The properties at 819 Knox St. and 2 Grove St. were again the topics of conversation at Monday night’s council meeting when Councilwoman Jennifer Stevenson asked about the status of their sale.

“I think this is taking longer than I would typically see,” she said. “The closing should be scheduled soon, on my time frame.”

Interim City Manager Philip A. Cosmo said there were delays in trying to sell both properties.

“On 2 Grove, we’ve hit a few snags and the property may have to go back through the lottery,” he said. “With 819 Knox, we’re ready to go.”

Ogdensburg is eager to sell the homes after both were involved in a prolonged debate surrounding the housing program that led to the resignation of City Planner J. Justin Woods and the firing of City Manager Arthur J. Sciorra.

“I thought we were finally done talking about 819 Knox St.,” said Councilman Wayne L. Ashley. “It is my understanding that these delays aren’t from the city’s end, we’re waiting on the property buyers to act.”

The property at 819 Knox St. was rehabilitated using almost $80,000 in federal and state housing grants. It is being sold to Barbara Seguin for $51,000.

It became embroiled in controversy last year after it was revealed that a family had been allowed to live there rent- and tax-free three years after the city foreclosed for back taxes. The occupants were not evicted because the property was entered in the Neighborhood Stabilization Program, which renovated houses for low-income families using federal money.

When Ogdensburg’s council approved the program, it stipulated that each city-owned Neighborhood Stabilization property be entered into a lottery system to determine who gets the first opportunity to purchase it.

The city still waits for Ms. Seguin’s attorney to close on the sale, said Andrea L. Smith, interim director of planning and development.
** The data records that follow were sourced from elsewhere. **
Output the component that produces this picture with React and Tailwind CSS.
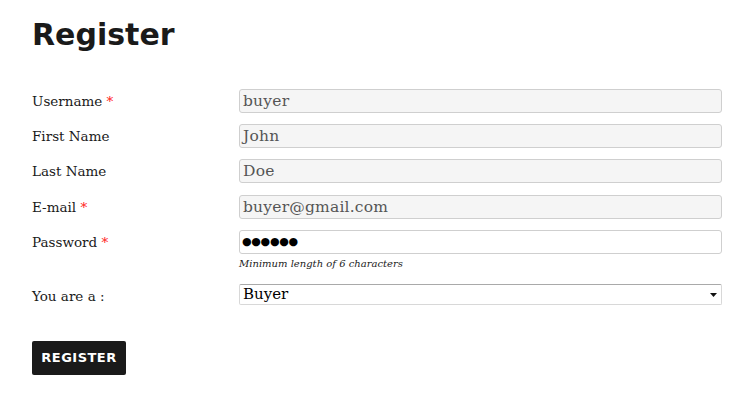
import React from "react";

const serif = "font-['DejaVu_Serif',serif]";

function Field({ label, required, children }) {
  return (
    <div className="flex items-start">
      <div className={`w-[207px] shrink-0 h-6 leading-6 text-[13.5px] text-[#1a1a1a] ${serif}`}>
        {label}
        {required && <span className="text-[#ff1a1a]"> *</span>}
      </div>
      <div className="flex-1">{children}</div>
    </div>
  );
}

function Box({ value, filled = true }) {
  return (
    <div
      className={`h-6 w-full rounded-[3px] border border-[#cfcfcf] px-[3px] leading-[22px] text-[15.5px] tracking-[0.2px] text-[#555] ${serif} ${
        filled ? "bg-[#f5f5f5]" : "bg-white"
      }`}
    >
      {value}
    </div>
  );
}

export default function App() {
  return (
    <div className="w-[750px] h-[396px] bg-white pl-8 pr-[28px] pt-[15px]">
      <h1 className="font-['DejaVu_Sans',sans-serif] text-[30px] font-bold leading-[40px] text-[#1a1a1a]">
        Register
      </h1>
      <div className="mt-[34px] flex flex-col gap-[11px]">
        <Field label="Username" required>
          <Box value="buyer" />
        </Field>
        <Field label="First Name">
          <Box value="John" />
        </Field>
        <Field label="Last Name">
          <Box value="Doe" />
        </Field>
        <div className="mt-px">
          <Field label="E-mail" required>
            <Box value="buyer@gmail.com" />
          </Field>
        </div>
        <Field label="Password" required>
          <div className="h-6 w-full rounded-[3px] border border-[#cfcfcf] bg-white px-[2px] leading-[22px] text-[11px] tracking-[-0.3px] text-black font-['DejaVu_Sans',sans-serif]">
            ●●●●●●
          </div>
          <div className={`mt-[3px] text-[10px] italic leading-[14px] text-[#222] ${serif}`}>
            Minimum length of 6 characters
          </div>
        </Field>
        <div className="mt-[2px]">
          <Field label="You are a :">
            <div className="flex h-[21px] w-full items-center justify-between rounded-[2px] border border-[#d8d8d8] border-t-[#a9a9a9] bg-white pl-[3px] pr-[4px]">
              <span className={`text-[15px] leading-[19px] text-black ${serif}`}>Buyer</span>
              <svg width="7" height="4" viewBox="0 0 7 4">
                <path d="M0 0 H7 L3.5 4 Z" fill="#111" />
              </svg>
            </div>
          </Field>
        </div>
      </div>
      <button className="mt-[33px] h-[34px] w-[94px] rounded-[2px] bg-[#1a1a1a] text-[13px] font-bold tracking-[0.5px] text-white font-['DejaVu_Sans',sans-serif]">
        REGISTER
      </button>
    </div>
  );
}
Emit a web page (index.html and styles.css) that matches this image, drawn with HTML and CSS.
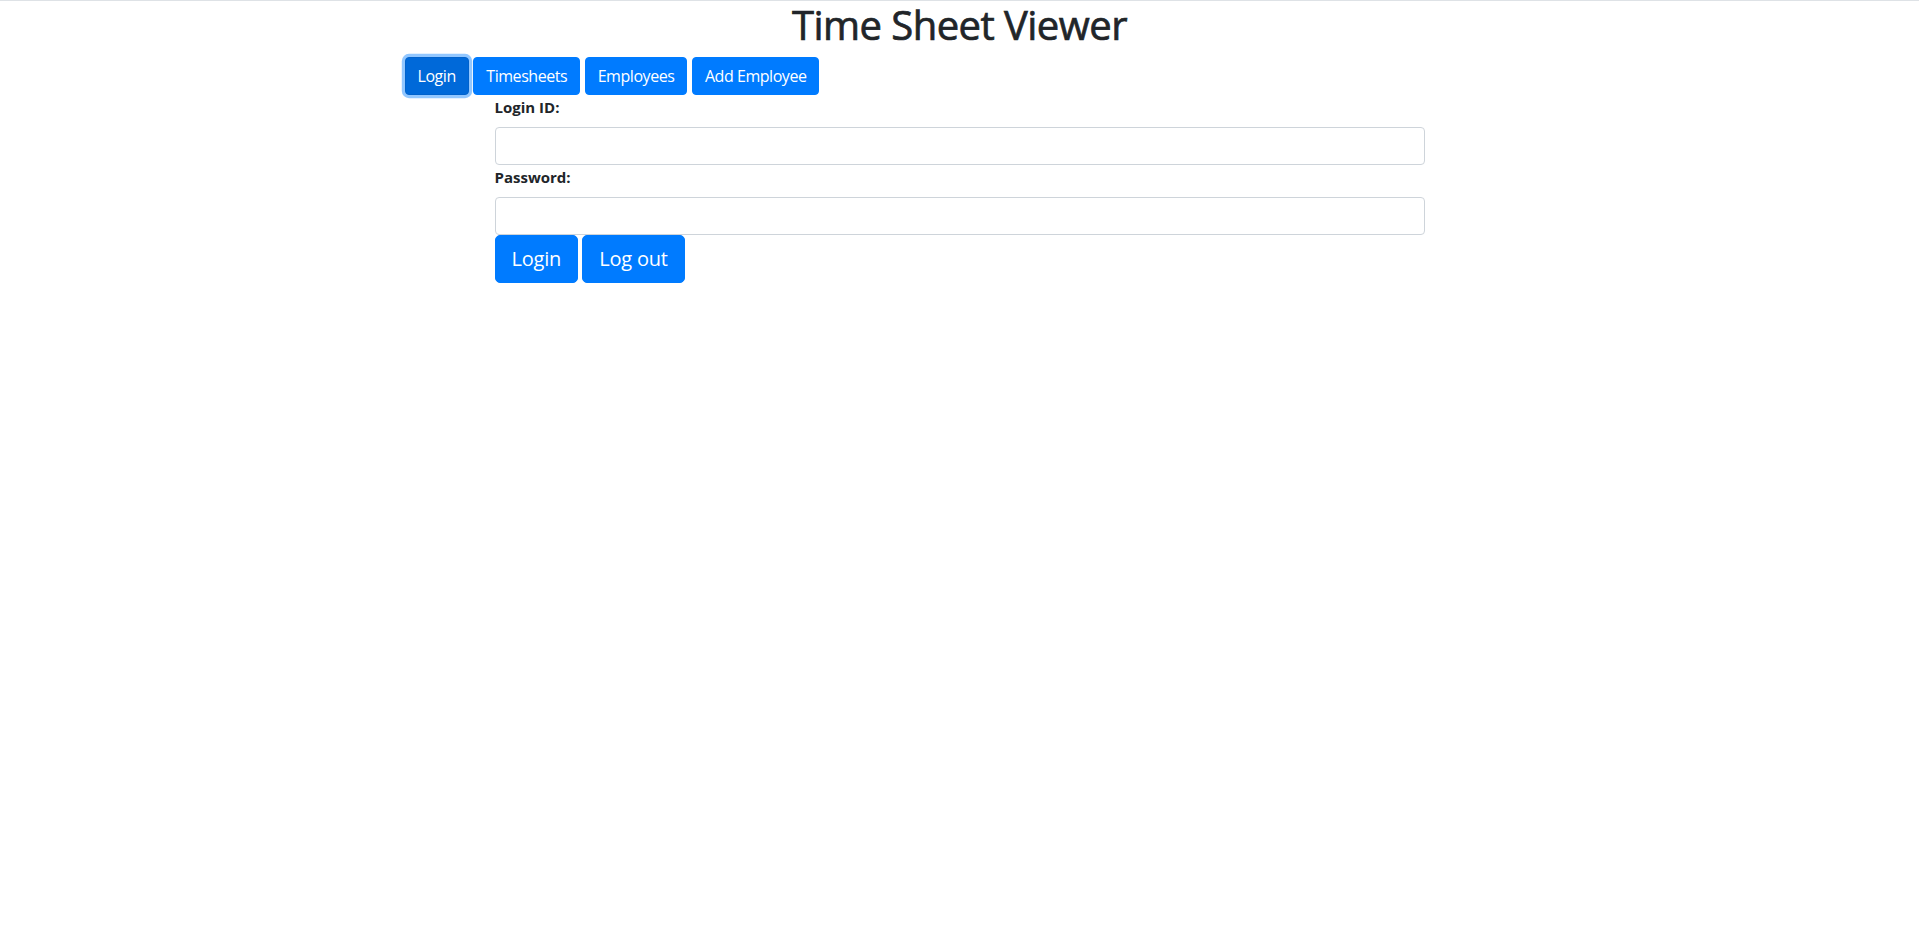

The other house, at 2 Grove St., has had almost $105,000 of rehabilitation and demolition work. It was being sold to Barbara and Terry Thomas for $42,000.

It was also a Neighborhood Stabilization Property. Although it was unoccupied, Ogdensburg struggled to find a qualified family to buy the home.

That has again become the issue.

“The program requires us to make sure that there are employment verification and that the income levels are right for prospective buyers,” said Ms. Stevenson. “They have to make sure — because time limits have passed — that they are still eligible to purchase the home. Increased hours, new jobs, that could effect whether they are eligible to purchase a home or not.”

The Neighborhood Stabilization Program requires that families qualify on an income basis and be an appropriate size to occupy the property.

Ms. Smith was unavailable on Wednesday to say on which basis the Grove Street family had failed to qualify, but on Monday gave the potential buyers a deadline.

“They have between now and Sept. 7 to become eligible,” she said. “If they are not, we’ll have to find a new eligible applicant.”

Meanwhile, the city waits on the properties to sell to determine the future of its Neighborhood Stabilization Program.

At least one rehabilitation project in the program, 113 Adams Ave., remains to be completed, but the program doesn’t have enough funds to finish the work.

Questions also remain as to whether C. W. Augustine, the DeKalb Junction firm which until recently administered all of Ogdensburg’s housing programs, will be retained as the Neighborhood Stabilization Program’s administrator.

“When we sell the houses, at that point I think decisions will be made regarding that,” said Councilman Daniel E. Skamperle.